Darüber kann Nordmazedonien gut berichten. Seit 2005 ein Beitrittskandidat, hat das Land schmerzvolle Reformen bis hin zu Änderungen des Staatsnamens und der Verfassung durchgeführt. Dennoch wurde die Aufnahme von EU-Verhandlungen immer wieder von einzelnen EU-Mitgliedern blockiert. Erst im Juli konnten die Gespräche starten. Die Türkei ist übrigens seit 1999 ein Bewerberland.

So weiß auch Bosnien-Herzegowina, dass es noch weit vom Ziel einer Aufnahme in die EU entfernt ist. Es steht zudem vor besonderen Herausforderungen. Das administrativ stark zersplitterte Land, mit seinen beiden Entitäten Föderation von Bosnien und Herzegowina sowie Republika Srpska, muss sich sowohl Verwaltungsreformen stellen als auch nationalistischer Politik, die sich etwa in der Republika Srpska in Abspaltungsfantasien äußert. Vor Destabilisierungsversuchen ist der schwache Staat also nicht gefeit, hinzu kommt massive Abwanderung.

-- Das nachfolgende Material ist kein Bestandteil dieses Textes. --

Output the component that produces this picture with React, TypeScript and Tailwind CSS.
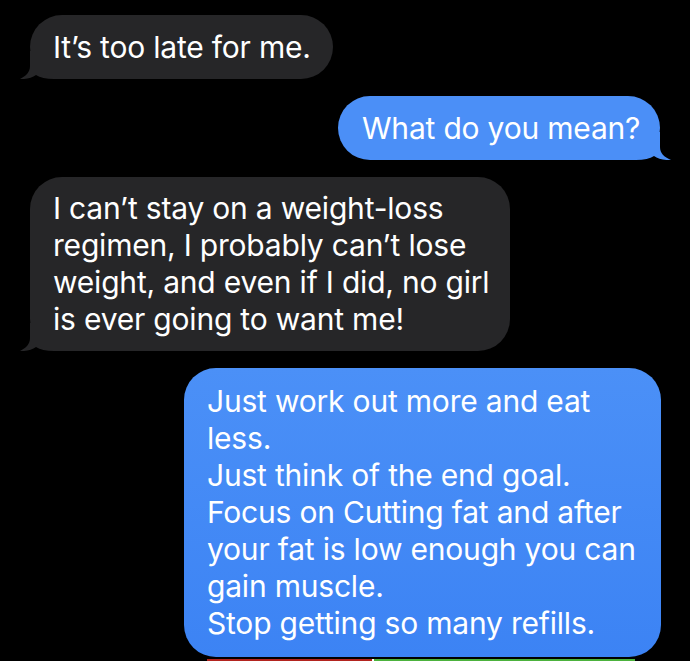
import React from "react";

const font = { fontFamily: "Inter, 'Noto Sans', sans-serif" };

function LeftTail() {
  return (
    <svg
      className="absolute left-[-10px] bottom-0"
      width="44"
      height="28"
      viewBox="0 0 44 28"
    >
      <path
        d="M10 0 L10 15 C10 21 6 25 0 28 C6 28.4 12 27 16 24 C20 26.5 26 28 34 28 L44 28 L44 0 Z"
        fill="#262628"
      />
    </svg>
  );
}

function RightTail({ color }: { color: string }) {
  return (
    <svg
      className="absolute right-[-11px] bottom-0"
      width="45"
      height="28"
      viewBox="0 0 45 28"
    >
      <path
        d="M34 0 L34 15 C34 21 38 25 45 28 C38 28.4 32 27 28 24 C24 26.5 18 28 10 28 L0 28 L0 0 Z"
        fill={color}
      />
    </svg>
  );
}

export default function App() {
  return (
    <div
      className="w-[690px] h-[661px] bg-black overflow-hidden flex flex-col pt-[15px] text-white text-[30px] leading-[37px] tracking-[-0.2px]"
      style={font}
    >
      <div className="relative ml-[30px] w-[303px] rounded-[32px] bg-[#262628] pl-[23px] pt-[14px] pb-[13px]">
        <LeftTail />
        <span className="relative">It’s too late for me.</span>
      </div>

      <div className="relative self-end mr-[30px] mt-[17px] w-[322px] rounded-[32px] bg-[#4b8ff7] pl-[24px] pt-[14px] pb-[13px]">
        <RightTail color="#4b8ff7" />
        <span className="relative">What do you mean?</span>
      </div>

      <div className="relative ml-[30px] mt-[17px] w-[480px] rounded-[32px] bg-[#262628] pl-[23px] pt-[13px] pb-[13px]">
        <LeftTail />
        <p className="relative">
          I can’t stay on a weight-loss
          <br />
          regimen, I probably can’t lose
          <br />
          weight, and even if I did, no girl
          <br />
          is ever going to want me!
        </p>
      </div>

      <div className="relative self-end mr-[29px] mt-[17px] w-[477px] rounded-[32px] bg-gradient-to-b from-[#4b90f7] to-[#3c83f4] pl-[23px] pt-[15px] pb-[15px]">
        <p>
          Just work out more and eat
          <br />
          less.
          <br />
          Just think of the end goal.
          <br />
          Focus on Cutting fat and after
          <br />
          your fat is low enough you can
          <br />
          gain muscle.
          <br />
          Stop getting so many refills.
        </p>
      </div>

      <div className="flex mt-[2px] ml-[207px] h-[3px] w-[428px] shrink-0">
        <div className="w-[165px] bg-[#b3241f]" />
        <div className="w-[2px] bg-white" />
        <div className="flex-1 bg-[#4cb23d]" />
      </div>
    </div>
  );
}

Wie die Kommission streicht daher auch die Versammlung der EU-Minister hervor, dass Sarajevo einige Aufgaben zu erledigen hat: Rechtsstaatlichkeit stärken, Korruption und organisierte Kriminalität bekämpfen, Grundrechte absichern. Dafür winkt finanzielle Unterstützung: EU-Kandidaten können sogenannte Vorbeitrittshilfen in Anspruch nehmen.

Ob aber in der Zwischenzeit die Skepsis mancher EU-Mitglieder gegenüber einer Erweiterung der Gemeinschaft schwindet, ist freilich offen. Frankreich und die Niederlande beispielsweise gehören zu den Zauderern, während Österreich gern als Fürsprecher der Westbalkan-Staaten auftritt.

Konflikte köcheln hoch

Eine zusätzliche Hürde muss der Kosovo nehmen. Dessen Unabhängigkeit wird nämlich von fünf EU-Staaten nicht anerkannt: Spanien, Griechenland, Rumänien, der Slowakei und Zypern. Serbien sieht seine ehemalige Provinz ebenso wenig als eigenständig an. Die beiden Nachbarn müssen aber ihre Beziehungen regeln, wollen sie sich weiter der Union annähern.

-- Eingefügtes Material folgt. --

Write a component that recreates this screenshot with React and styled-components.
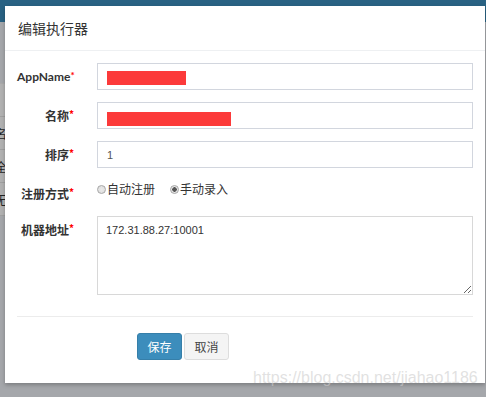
import React from 'react';
import styled, { createGlobalStyle } from 'styled-components';

const GlobalStyle = createGlobalStyle`
  html, body {
    margin: 0;
    padding: 0;
    background: #ecf0f5;
  }
  * {
    box-sizing: border-box;
  }
`;

const CN = `'Noto Sans CJK SC', 'Noto Sans', sans-serif`;
const LATIN = `'Liberation Sans', Arial, 'Noto Sans CJK SC', sans-serif`;

// page behind the modal
const Frame = styled.div`
  position: relative;
  width: 486px;
  height: 397px;
  overflow: hidden;
  background: #ecf0f5;
  font-family: ${CN};
`;

const TopBar = styled.div`
  height: 22px;
  background: #3c8dbc;
`;

const Content = styled.div`
  padding-top: 61px;
`;

const Table = styled.div`
  width: 200px;
  margin-left: -30px;
  background: #fff;
  border-top: 1px solid #f4f4f4;
`;

const TableRow = styled.div`
  height: 33px;
  padding-left: 25px;
  border-bottom: 1px solid #e6e6e6;
  display: flex;
  align-items: center;
  font-size: 12px;
  color: #333;
  white-space: nowrap;
`;

const Backdrop = styled.div`
  position: absolute;
  inset: 0;
  background: rgba(0, 0, 0, 0.3);
`;

const Watermark = styled.div`
  position: absolute;
  left: 253px;
  top: 369px;
  font-family: ${LATIN};
  font-size: 16px;
  color: rgba(205, 205, 205, 0.6);
  white-space: nowrap;
`;

// modal
const Dialog = styled.div`
  position: absolute;
  left: 5px;
  top: 6px;
  width: 480px;
  height: 377px;
  background: #fff;
  box-shadow: 0 2px 4px rgba(0, 0, 0, 0.25);
  display: flex;
  flex-direction: column;
`;

const Header = styled.div`
  height: 45px;
  padding: 0 13px;
  display: flex;
  align-items: center;
  border-bottom: 1px solid #eef0f2;
`;

const Title = styled.h4`
  margin: 0;
  font-size: 14px;
  font-weight: 400;
  color: #333;
`;

const Body = styled.div`
  padding: 12px 12px 0;
  display: flex;
  flex-direction: column;
  gap: 12px;
`;

const Row = styled.div`
  display: flex;
  align-items: ${({ $top }) => ($top ? 'flex-start' : 'center')};
  gap: 23px;
  height: ${({ $height }) => ($height ? `${$height}px` : 'auto')};
`;

const FieldLabel = styled.label`
  width: 57px;
  flex: none;
  text-align: right;
  white-space: nowrap;
  font-family: ${({ $latin }) => ($latin ? `Lato, ${CN}` : CN)};
  font-size: 12px;
  font-weight: 700;
  line-height: 16px;
  color: #333;
  padding-top: ${({ $pad }) => ($pad ? `${$pad}px` : '0')};
`;

const Star = styled.span`
  color: #f00;
  font-size: 10px;
  vertical-align: top;
  line-height: 12px;
`;

const TextBox = styled.div`
  flex: 1;
  height: 27px;
  border: 1px solid #d2d6de;
  padding: 0 9px;
  display: flex;
  align-items: center;
  font-family: ${LATIN};
  font-size: 11px;
  color: #555;
`;

const Redact = styled.span`
  display: block;
  width: ${({ $w }) => $w}px;
  height: 14px;
  margin-top: ${({ $dy }) => $dy}px;
  background: #fc3a3a;
`;

const RadioGroup = styled.div`
  display: flex;
  align-items: center;
  gap: 15px;
  padding-top: 1px;
  font-size: 12px;
  line-height: 16px;
  color: #333;
`;

const Radio = styled.span`
  display: inline-flex;
  align-items: center;
  gap: 1px;
`;

const RadioDot = styled.span`
  width: 9px;
  height: 9px;
  border-radius: 50%;
  border: 1px solid #a6a6a6;
  background: radial-gradient(
    circle,
    ${({ $on }) => ($on ? '#555 0 2px, #e6e6e6 2.5px' : '#e9e9e9 0, #dcdcdc 100%')}
  );
`;

const TextArea = styled.textarea`
  flex: 1;
  height: 79px;
  margin: 0;
  border: 1px solid #d8d8d8;
  border-radius: 0;
  padding: 6px 8px;
  font-family: ${LATIN};
  font-size: 11px;
  line-height: 14px;
  color: #333;
  outline: none;
`;

const Divider = styled.hr`
  margin: 9px 0 4px;
  border: 0;
  border-top: 1px solid #ececec;
`;

const Actions = styled.div`
  display: flex;
  gap: 2px;
  padding-left: 120px;
`;

const Button = styled.button`
  width: 45px;
  height: 27px;
  padding: 0;
  border-radius: 3px;
  font-family: ${CN};
  font-size: 12px;
  border: 1px solid ${({ $primary }) => ($primary ? '#367fa9' : '#dddddd')};
  background: ${({ $primary }) => ($primary ? '#3c8dbc' : '#f4f4f4')};
  color: ${({ $primary }) => ($primary ? '#fff' : '#444')};
`;

function Label({ children, latin, pad }) {
  return (
    <FieldLabel $latin={latin} $pad={pad}>
      {children}
      <Star>*</Star>
    </FieldLabel>
  );
}

export default function App() {
  return (
    <>
      <GlobalStyle />
      <Frame>
        <TopBar />
        <Content>
          <Table>
            <TableRow />
            <TableRow>名称</TableRow>
            <TableRow>全部</TableRow>
            <TableRow>无</TableRow>
          </Table>
        </Content>
        <Backdrop />

        <Dialog>
          <Header>
            <Title>编辑执行器</Title>
          </Header>
          <Body>
            <Row>
              <Label latin>AppName</Label>
              <TextBox>
                <Redact $w={79} $dy={3} />
              </TextBox>
            </Row>
            <Row>
              <Label>名称</Label>
              <TextBox>
                <Redact $w={124} $dy={6} />
              </TextBox>
            </Row>
            <Row>
              <Label>排序</Label>
              <TextBox>1</TextBox>
            </Row>
            <Row $top $height={24}>
              <Label pad={6}>注册方式</Label>
              <RadioGroup>
                <Radio>
                  <RadioDot />
                  自动注册
                </Radio>
                <Radio>
                  <RadioDot $on />
                  手动录入
                </Radio>
              </RadioGroup>
            </Row>
            <Row $top>
              <Label pad={6}>机器地址</Label>
              <TextArea readOnly defaultValue="172.31.88.27:10001" />
            </Row>
            <Divider />
            <Actions>
              <Button $primary>保存</Button>
              <Button>取消</Button>
            </Actions>
          </Body>
        </Dialog>

        <Watermark>https://blog.csdn.net/jiahao1186</Watermark>
      </Frame>
    </>
  );
}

Einen Schritt näher möchte Prishtina noch diese Woche kommen. Sein Land wolle da einen Antrag auf EU-Beitritt stellen, kündigte Premierminister Albin Kurti an. Der Platz des Kosovo als "eines Landes, das den Frieden liebt", sei in diesem gemeinsamen Haus, zitiert die Nachrichtenagentur Reuters den Regierungschef. Allerdings dürfen die Kosovaren bis jetzt - als Einzige in der Region - nicht ohne Visum in die EU einreisen.

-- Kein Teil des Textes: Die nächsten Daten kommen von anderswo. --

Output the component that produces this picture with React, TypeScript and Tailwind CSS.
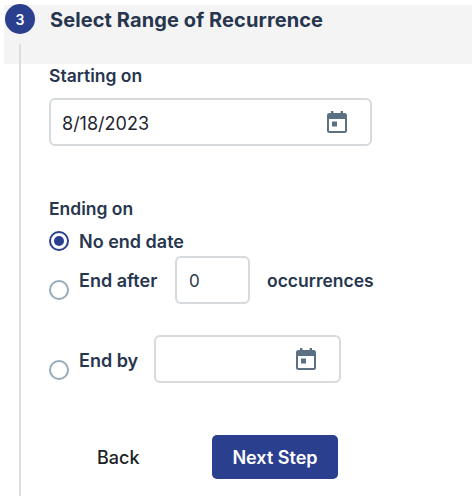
const font = { fontFamily: "Inter, 'Noto Sans', sans-serif" };

function CalendarIcon() {
  return (
    <svg viewBox="0 0 20 22" className="w-[20px] h-[22px] shrink-0" fill="none">
      <rect x="4" y="0" width="2.4" height="4" fill="#5b7083" />
      <rect x="13.6" y="0" width="2.4" height="4" fill="#5b7083" />
      <rect x="1" y="3" width="18" height="18" rx="1.5" stroke="#5b7083" strokeWidth="2" />
      <rect x="1" y="3" width="18" height="5" fill="#5b7083" />
      <rect x="5" y="10.5" width="5" height="5" fill="#5b7083" />
    </svg>
  );
}

function Radio({ checked }: { checked?: boolean }) {
  return (
    <span
      className={
        checked
          ? "w-[20px] h-[20px] rounded-full border-[2.5px] border-[#2b3f8f] flex items-center justify-center shrink-0"
          : "block w-[20px] h-[20px] rounded-full border-[2.5px] border-[#95abbb] shrink-0"
      }
    >
      {checked && <span className="w-[10px] h-[10px] rounded-full bg-[#2b3f8f]" />}
    </span>
  );
}

export default function App() {
  return (
    <div className="relative w-[474px] h-[496px] overflow-hidden bg-white text-[#27364e]" style={font}>
      {/* rail + step badge */}
      <div className="absolute left-[19px] top-[44px] bottom-0 w-[1.5px] bg-[#dcdfe2]" />
      <div className="absolute left-[5px] top-[4px] w-[30px] h-[30px] rounded-full bg-[#2b3f8f] text-white text-[14px] font-semibold flex items-center justify-center">
        3
      </div>

      <div className="mt-[5px] ml-[4px] w-[468px] h-[59px] bg-[#f4f4f4] pl-[46px] pt-[1px]">
        <h2 className="text-[20px] leading-[28px] font-bold tracking-[0.1px]">Select Range of Recurrence</h2>
      </div>

      <div className="pl-[49px]">
        <div className="mt-[2px] h-[20px] text-[17.5px] leading-[20px] font-semibold">Starting on</div>

        <div className="mt-[12px] w-[323px] h-[48px] border-2 border-[#d6dadd] rounded-[6px] flex items-center justify-between pl-[11px] pr-[23px]">
          <span className="text-[18px] leading-[24px] pt-[3px] text-[#1f2430]">8/18/2023</span>
          <CalendarIcon />
        </div>

        <div className="mt-[53px] h-[20px] text-[17.5px] leading-[20px] font-semibold">Ending on</div>

        <label className="mt-[11px] flex items-center gap-[10px] h-[22px]">
          <Radio checked />
          <span className="text-[18px] font-semibold">No end date</span>
        </label>

        <div className="mt-[4px] flex items-start h-[48px]">
          <span className="mt-[24px]"><Radio /></span>
          <span className="ml-[10px] mt-[13px] text-[18px] leading-[24px] font-semibold w-[96px]">End after</span>
          <div className="w-[75px] h-[48px] border-2 border-[#d6dadd] rounded-[6px] flex items-center pl-[12px] pt-[3px] text-[17px] text-[#2e3a4a]">0</div>
          <span className="ml-[17px] mt-[13px] text-[17.5px] leading-[24px] font-semibold">occurrences</span>
        </div>

        <div className="mt-[31px] flex items-start h-[48px]">
          <span className="mt-[25px]"><Radio /></span>
          <span className="ml-[10px] mt-[14px] text-[18px] leading-[24px] font-semibold w-[75px]">End by</span>
          <div className="w-[187px] h-[48px] border-2 border-[#d6dadd] rounded-[6px] flex items-center justify-end pr-[23px]">
            <CalendarIcon />
          </div>
        </div>

        <div className="mt-[52px] flex items-center">
          <button className="ml-[48px] w-[115px] text-left text-[18px] font-medium text-[#1c1f26]">Back</button>
          <button className="w-[126px] h-[44px] rounded-[5px] bg-[#2b3f8f] text-white text-[18px] font-semibold">Next Step</button>
        </div>
      </div>
    </div>
  );
}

Die aktuellen Spannungen mit dem benachbarten Serbien sind ebenfalls noch nicht abgeklungen. Im Norden des Landes kam es zu Zusammenstößen zwischen den kosovarischen Behörden und der serbischen Minderheit, deren Vertreter Blockaden an Hauptverkehrsadern errichteten. Zuvor war es zur Festnahme eines ehemaligen kosovarischen Polizisten serbischer Nationalität gekommen. In der Gegend, in der Belgrad noch immer finanziell und politisch Einfluss nimmt, köcheln Konflikte immer wieder hoch. Prishtina versucht, die dort entstandenen Parallelstrukturen einzudämmen. Die EU müht sich, zwischen den Nachbarn zu vermitteln - mit mäßigem Erfolg.